HORAK: Yes. Got some of them here on the wall behind me. I started painting portraits in 2011. A friend of mine had seen me on stage and had known me for years and then had saw me out in the street with a white cane and thought, “There’s some disconnect here. What’s up with Bruce’s eyes?” and thought maybe that’s something had happened recently. I said, “No, it’s actually always been this way. I don’t see the way that you do.” I started painting portraits initially as a way to interpret my own vision and share that with friends and family.
Then it just evolved into this series, and I thought, “Well, I’m going to try to paint 1,000 of them. I’m going to sit with 1,000 different people and paint and see if I can really capture how it is that I see.” It’s changed from that because what I’ve discovered over the course of it is that, the portrait sittings themselves are these really wonderful connection times. I get to meet new people and have these incredible conversations and oftentimes beautiful insights. Then I get to capture that time on 8×10 canvas and acrylic paint. It’s really a passion of mine.

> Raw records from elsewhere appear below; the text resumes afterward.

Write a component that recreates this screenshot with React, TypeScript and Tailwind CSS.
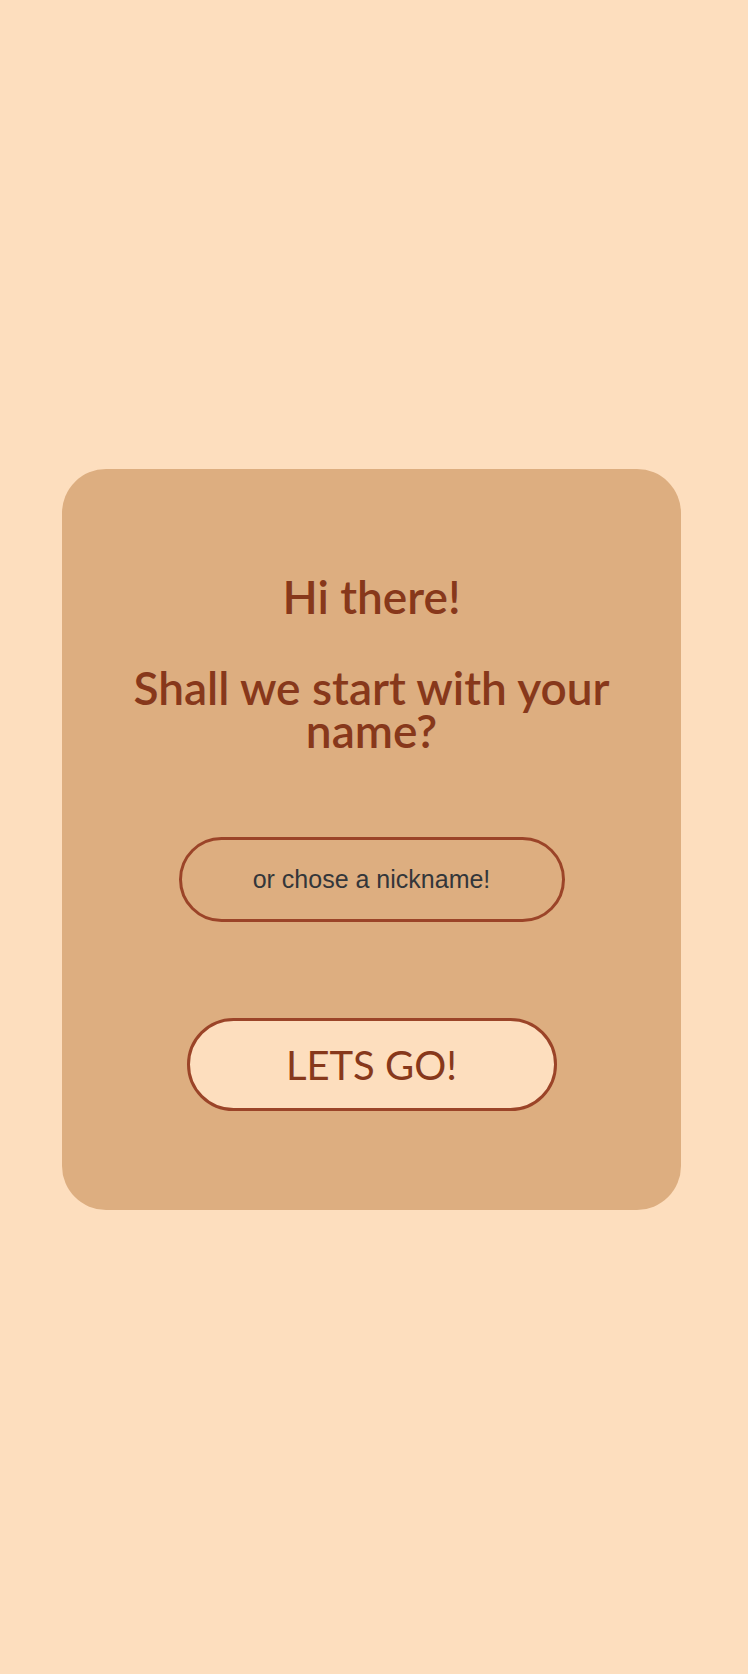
import React from "react";

export default function App() {
  return (
    <div className="min-h-screen w-full bg-[#fddebe] flex items-center justify-center pr-[5px] pt-[5px] font-['Lato',sans-serif]">
      <div className="w-[619px] rounded-[44px] bg-[#ddae80] flex flex-col items-center pt-[106px] pb-[99px]">
        <h1 className="text-center text-[#87381b] font-semibold">
          <span className="block text-[46px] leading-[43px]">Hi there!</span>
          <span className="block mt-[48px] text-[46px] leading-[43px]">
            Shall we start with your
            <br />
            name?
          </span>
        </h1>
        <input
          type="text"
          placeholder="or chose a nickname!"
          className="mt-[85px] w-[386px] h-[85px] rounded-full border-[3px] border-[#9b4428] bg-transparent text-center text-[25px] text-[#333333] placeholder:text-[#33363a] outline-none font-['Liberation_Sans',Arial,sans-serif]"
        />
        <button className="mt-[96px] w-[370px] h-[93px] rounded-full border-[3px] border-[#9b4428] bg-[#fddebe] text-[40px] text-[#87381b]">
          LETS GO!
        </button>
      </div>
    </div>
  );
}
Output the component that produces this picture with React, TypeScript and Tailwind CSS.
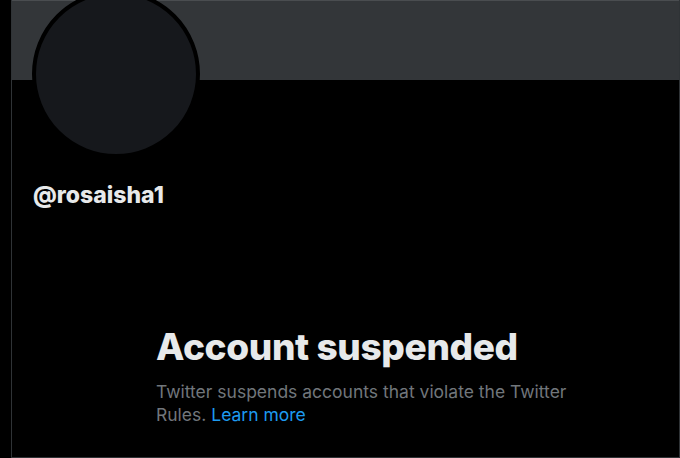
import React from "react";

const SuspendedProfile = () => {
  return (
    <div className="flex w-[680px] h-[458px] bg-black overflow-hidden font-['Inter',sans-serif]">
      <div className="w-[11px] flex-none" />
      <div className="flex-1 flex flex-col border-l border-r border-b border-[#2f3336] min-w-0">
        {/* header banner */}
        <div className="h-[80px] flex-none bg-[#333639] border-t border-[#4a4d50]" />
        {/* avatar */}
        <div className="-mt-[90px] ml-[20px] w-[168px] h-[168px] rounded-full bg-[#16181c] border-4 border-black flex-none" />
        <div className="mt-[24px] ml-[21px] text-[23px] leading-[26px] font-extrabold text-[#e7e9ea]">
          @rosaisha1
        </div>
        {/* suspension notice */}
        <div className="mt-[117px] pl-[144px] pr-[80px]">
          <h1 className="text-[37px] leading-[44px] font-extrabold text-[#e7e9ea] tracking-[-0.01em]">
            Account suspended
          </h1>
          <p className="mt-[11px] text-[17.5px] leading-[23px] text-[#71767b]">
            Twitter suspends accounts that violate the Twitter Rules.{" "}
            <a className="text-[#1d9bf0]">Learn more</a>
          </p>
        </div>
      </div>
    </div>
  );
};

export default function App() {
  return <SuspendedProfile />;
}
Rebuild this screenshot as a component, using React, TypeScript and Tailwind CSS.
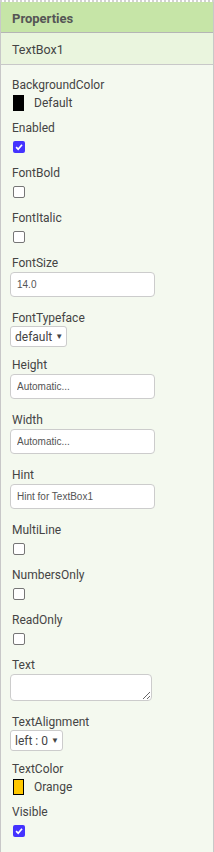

The pandemic has made it even more extraordinary because I can do it over Zoom now. I sat with people all over the world. It used to be that someone would come by my studio, and we’d have a couple of hours together. Now, I can do it with people in Hungary and down in the U.S. and all over the world. It’s a real passion.
KAPLAN: Can you share any details about the sets or uniforms that we might not be able to tell from the show? What’s it like to be aboard the Enterprise?
HORAK: What can I share about the sets and costumes? One detail that I don’t know that everyone’s picking up on, or maybe it’s so subtle, but on the shirts themselves, in the patterns, there’s the little insignia depending on your division. I’m an engineer so the image for the engineer is a little almost like a circle. I don’t know if you can get your HD and zoom in but on my shirt, that tiny little symbol, it looks like just ridges on the shirt, but it’s actually tiny like every single one of them, and depending on which department you’re in, that’ll be the little tiny stitches. It’s just the detail is amazing. It’s amazing.
What is it like to walk onto the Enterprise? It was a dream. It was absolutely a dream. I did my camera test so the first set that I actually walked onto was the bridge. I just wanted to sit in the chair so bad. I didn’t, and then it’s funny too, because I got so close a couple of times, and I walked by and at one point I just reached out to touch it. Wow, I just need to know that this is real. It’s like, “No, I need to know that this is actually real.” Like my hand isn’t going to go through and I’m not just going to wake up and they’re going to be like, “Haha, got you.”
No, this is the real thing, and wow what a dream. That little 12-year-old me is jumping up and down and doing high kicks which I can’t do as much anymore because I’m getting older, or, my chiropractor says I should do way less scissor kicking.
New episodes of Star Trek: Strange New Worlds are available for streaming Thursdays on Paramount+.